The Appellate Division relied upon International Textbook Co. v. Martin, 221 Mass. 1 , where the promises were held independent, but in that case not only did the obligation of the plaintiff extend for years beyond the time for payment by the defendant, but the contract contained language having no counterpart in the present agreement upon which the court relied heavily in concluding that the promises were independent. 221 Mass. at page 5. Martin v. James Cunningham, Son & Co. 231 Mass. 280 , 285. Moreover, in the International Textbook Co. case it appeared that the plaintiff was at all times ready and willing to perform its part of the contract.
As there was no evidence as to whether the plaintiff had performed any part of the contract and no evidence as to
the time, character, and extent of any breach of it by the defendant there was nothing to show that the measure of damages was that stated in the plaintiff's second request, and that request was rightly denied. Eastern Advertising Co. v. Shapiro, 263 Mass. 228 , 232-233.

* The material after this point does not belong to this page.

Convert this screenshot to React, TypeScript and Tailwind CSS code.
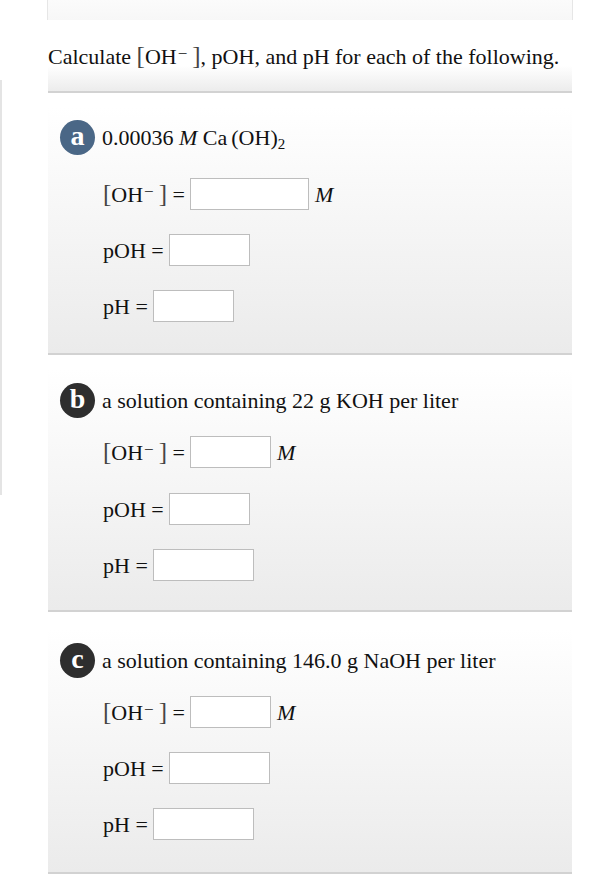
import React from "react";

const serif = { fontFamily: '"Liberation Serif", "Times New Roman", serif' };

function OH() {
  return (
    <span className="inline-flex items-baseline">
      <span className="text-[25px] font-light text-[#444] leading-none">[</span>
      <span>OH</span>
      <sup className="ml-[1px] text-[17px] relative -top-[5px]">−</sup>
      <span className="ml-[5px] text-[25px] font-light text-[#444] leading-none">]</span>
    </span>
  );
}

function Box({ w }: { w: string }) {
  return <div className={`h-[32px] ${w} bg-white border border-[#bdbdbd]`} />;
}

function Row({
  label,
  w,
  unit,
  mt,
}: {
  label: React.ReactNode;
  w: string;
  unit?: boolean;
  mt: string;
}) {
  return (
    <div className={`flex items-center h-[32px] pl-[55px] ${mt}`}>
      <span className="mr-[5px] whitespace-nowrap">{label}</span>
      <Box w={w} />
      {unit && <span className="ml-[6px] italic">M</span>}
    </div>
  );
}

function Badge({ letter, color }: { letter: string; color: string }) {
  return (
    <div
      className={`w-[35px] h-[35px] rounded-full ${color} text-white flex items-center justify-center text-[28px] font-bold shrink-0 leading-none pb-[3px]`}
    >
      {letter}
    </div>
  );
}

export default function App() {
  return (
    <div className="flex bg-white min-h-[884px] text-[#111] text-[22px]" style={serif}>
      {/* stray left edge */}
      <div className="w-[2px] mt-[80px] h-[415px] bg-[#e4e4e4] shrink-0" />

      <div className="ml-[46px] w-[524px] flex flex-col">
        <div className="h-[20px] border-x border-[#e6e6e6] bg-gradient-to-b from-[#fbfbfb] to-[#f7f7f7] -ml-[1px] w-[526px]" />

        {/* title */}
        <div className="mt-[20px] h-[53px] pt-[3px] bg-gradient-to-b from-white via-white to-[#ececec] border-b-2 border-[#d2d2d2] leading-[26px]">
          <span>
            Calculate <OH />, pOH, and pH for each of the following.
          </span>
        </div>

        {/* a */}
        <div className="mt-[14px] pt-[13px] pb-[31px] bg-gradient-to-b from-white to-[#ebebeb] border-b-2 border-[#d2d2d2]">
          <div className="flex items-center pl-[12px] gap-[7px] h-[35px]">
            <Badge letter="a" color="bg-[#4a6786]" />
            <span>
              0.00036 <i>M</i> Ca<span className="ml-[4px]">(OH)</span>
              <sub className="text-[15px]">2</sub>
            </span>
          </div>
          <Row label={<><OH /> =</>} w="w-[119px]" unit mt="mt-[23px]" />
          <Row label="pOH =" w="w-[81px]" mt="mt-[24px]" />
          <Row label="pH =" w="w-[81px]" mt="mt-[24px]" />
        </div>

        {/* b */}
        <div className="mt-[14px] pt-[14px] pb-[29px] bg-gradient-to-b from-white to-[#ebebeb] border-b-2 border-[#d2d2d2]">
          <div className="flex items-center pl-[12px] gap-[7px] h-[35px]">
            <Badge letter="b" color="bg-[#2e2e2e]" />
            <span>a solution containing 22 g KOH per liter</span>
          </div>
          <Row label={<><OH /> =</>} w="w-[81px]" unit mt="mt-[18px]" />
          <Row label="pOH =" w="w-[81px]" mt="mt-[25px]" />
          <Row label="pH =" w="w-[101px]" mt="mt-[24px]" />
        </div>

        {/* c */}
        <div className="mt-[17px] pt-[14px] pb-[32px] bg-gradient-to-b from-white to-[#ebebeb] border-b-2 border-[#d2d2d2]">
          <div className="flex items-center pl-[12px] gap-[7px] h-[35px]">
            <Badge letter="c" color="bg-[#2e2e2e]" />
            <span>a solution containing 146.0 g NaOH per liter</span>
          </div>
          <Row label={<><OH /> =</>} w="w-[81px]" unit mt="mt-[18px]" />
          <Row label="pOH =" w="w-[101px]" mt="mt-[24px]" />
          <Row label="pH =" w="w-[101px]" mt="mt-[24px]" />
        </div>
      </div>
    </div>
  );
}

Since there was no error at the trial in respect to the only matter brought up for decision, the order of the Appellate Division must be reversed, and judgment must be entered for the plaintiff for $1 on the finding of the trial judge.
[Note 1] The Appellate Division states in its opinion that at the argument before it both parties "agreed" that at the trial they had "agreed at the bench that a breach of the contract had been made by the defendant." See Neilson v. Malcolm Kenneth Co. 303 Mass. 437 , 438.